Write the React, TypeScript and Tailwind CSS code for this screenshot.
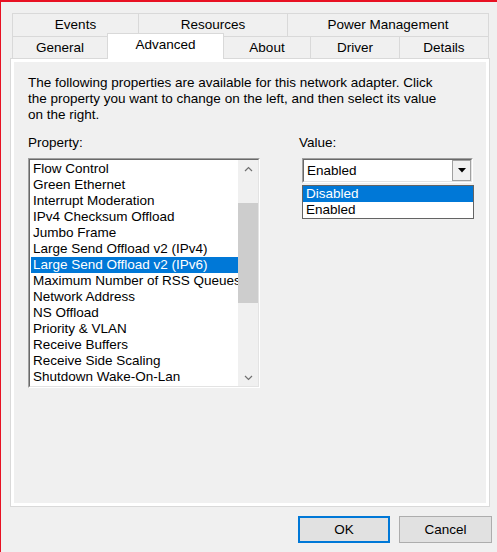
import React from 'react';

const properties = [
  'Flow Control',
  'Green Ethernet',
  'Interrupt Moderation',
  'IPv4 Checksum Offload',
  'Jumbo Frame',
  'Large Send Offload v2 (IPv4)',
  'Large Send Offload v2 (IPv6)',
  'Maximum Number of RSS Queues',
  'Network Address',
  'NS Offload',
  'Priority & VLAN',
  'Receive Buffers',
  'Receive Side Scaling',
  'Shutdown Wake-On-Lan',
];

const selectedProperty = 'Large Send Offload v2 (IPv6)';

const Chevron = ({ up }: { up?: boolean }) => (
  <svg width="9" height="6" viewBox="0 0 9 6" className="block">
    <polyline
      points={up ? '1,5 4.5,1.5 8,5' : '1,1 4.5,4.5 8,1'}
      fill="none"
      stroke="#707070"
      strokeWidth="1.2"
    />
  </svg>
);

const TopTab = ({ label, className }: { label: string; className: string }) => (
  <div className={`flex items-center justify-center border-t border-l border-[#d9d9d9] bg-[#f0f0f0] ${className}`}>
    {label}
  </div>
);

const App = () => {
  return (
    <div className="w-[497px] h-[552px] overflow-hidden bg-[#f0f0f0] border-t-2 border-l border-[#e81123] font-['Liberation_Sans',Arial,sans-serif] text-[13.5px] leading-[16px] text-black flex flex-col">
      {/* tab strip, two rows */}
      <div className="mt-[11px] ml-[11px] w-[477px]">
        <div className="flex h-[23px]">
          <TopTab label="Events" className="w-[126px]" />
          <TopTab label="Resources" className="w-[149px]" />
          <TopTab label="Power Management" className="flex-1 border-r" />
        </div>
        <div className="flex h-[22px] items-end">
          <TopTab label="General" className="w-[95px] h-full" />
          <div className="relative z-10 -mb-px flex h-[26px] w-[117px] justify-center border-t border-x border-[#d9d9d9] bg-white pt-[3px]">
            Advanced
          </div>
          <div className="flex h-full w-[86px] items-center justify-center border-t border-[#d9d9d9]">About</div>
          <TopTab label="Driver" className="w-[89px] h-full" />
          <TopTab label="Details" className="flex-1 h-full border-r" />
        </div>
      </div>

      {/* tab page */}
      <div className="ml-[9px] h-[449px] w-[480px] border border-[#d9d9d9] bg-white p-[3px]">
        <div className="h-full bg-[#f0f0f0] pl-[14px] pt-[13px]">
          <p>
            The following properties are available for this network adapter. Click
            <br />
            the property you want to change on the left, and then select its value
            <br />
            on the right.
          </p>

          <div className="mt-[12px] flex">
            <div className="w-[232px]">
              <div>Property:</div>
              <div className="mt-[7px] h-[230px] border border-t-[#a0a0a0] border-l-[#a0a0a0] border-b-white border-r-white">
                <div className="flex h-full border border-t-[#696969] border-l-[#696969] border-b-[#e3e3e3] border-r-[#e3e3e3] bg-white">
                  <ul className="flex-1 overflow-hidden pl-px pt-px">
                    {properties.map((p) => (
                      <li
                        key={p}
                        className={`h-[16px] whitespace-nowrap pl-[2px] ${
                          p === selectedProperty ? 'bg-[#0078d7] text-white' : ''
                        }`}
                      >
                        {p}
                      </li>
                    ))}
                  </ul>
                  <div className="flex w-[20px] flex-col bg-[#f0f0f0]">
                    <div className="flex h-[17px] items-center justify-center">
                      <Chevron up />
                    </div>
                    <div className="flex-1">
                      <div className="mt-[26px] h-[100px] bg-[#cdcdcd]" />
                    </div>
                    <div className="flex h-[17px] items-center justify-center">
                      <Chevron />
                    </div>
                  </div>
                </div>
              </div>
            </div>

            <div className="ml-[39px]">
              <div>Value:</div>
              <div className="ml-[3px] mt-[7px] h-[25px] w-[171px] border border-t-[#a0a0a0] border-l-[#a0a0a0] border-b-white border-r-white">
                <div className="flex h-full items-center border border-t-[#696969] border-l-[#696969] border-b-[#e3e3e3] border-r-[#e3e3e3] bg-white">
                  <span className="flex-1 pl-[3px]">Enabled</span>
                  <div className="flex h-full w-[19px] items-center justify-center border border-[#a0a0a0] bg-[#f0f0f0]">
                    <svg width="8" height="5" viewBox="0 0 8 5" className="block">
                      <polygon points="0,0 8,0 4,4.5" fill="#000" />
                    </svg>
                  </div>
                </div>
              </div>
              {/* open dropdown */}
              <div className="ml-[3px] mt-[2px] w-[172px] border border-[#646464] bg-white">
                <div className="h-[16px] bg-[#0078d7] pl-[3px] text-white">Disabled</div>
                <div className="h-[16px] pl-[3px]">Enabled</div>
              </div>
            </div>
          </div>
        </div>
      </div>

      {/* dialog buttons */}
      <div className="mt-[9px] flex justify-end gap-[9px] pr-[5px]">
        <button className="h-[27px] w-[92px] border-2 border-[#0078d7] bg-[#e1e1e1]">OK</button>
        <button className="h-[27px] w-[93px] border border-[#adadad] bg-[#e1e1e1]">Cancel</button>
      </div>
    </div>
  );
};

export default App;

* * * *

- _Written instruction_
List the lines of the material in which the word "this" occurs.

- _Solution below_
Write the React, TypeScript and Tailwind CSS code for this screenshot.
            The following properties are available for this network adapter. Click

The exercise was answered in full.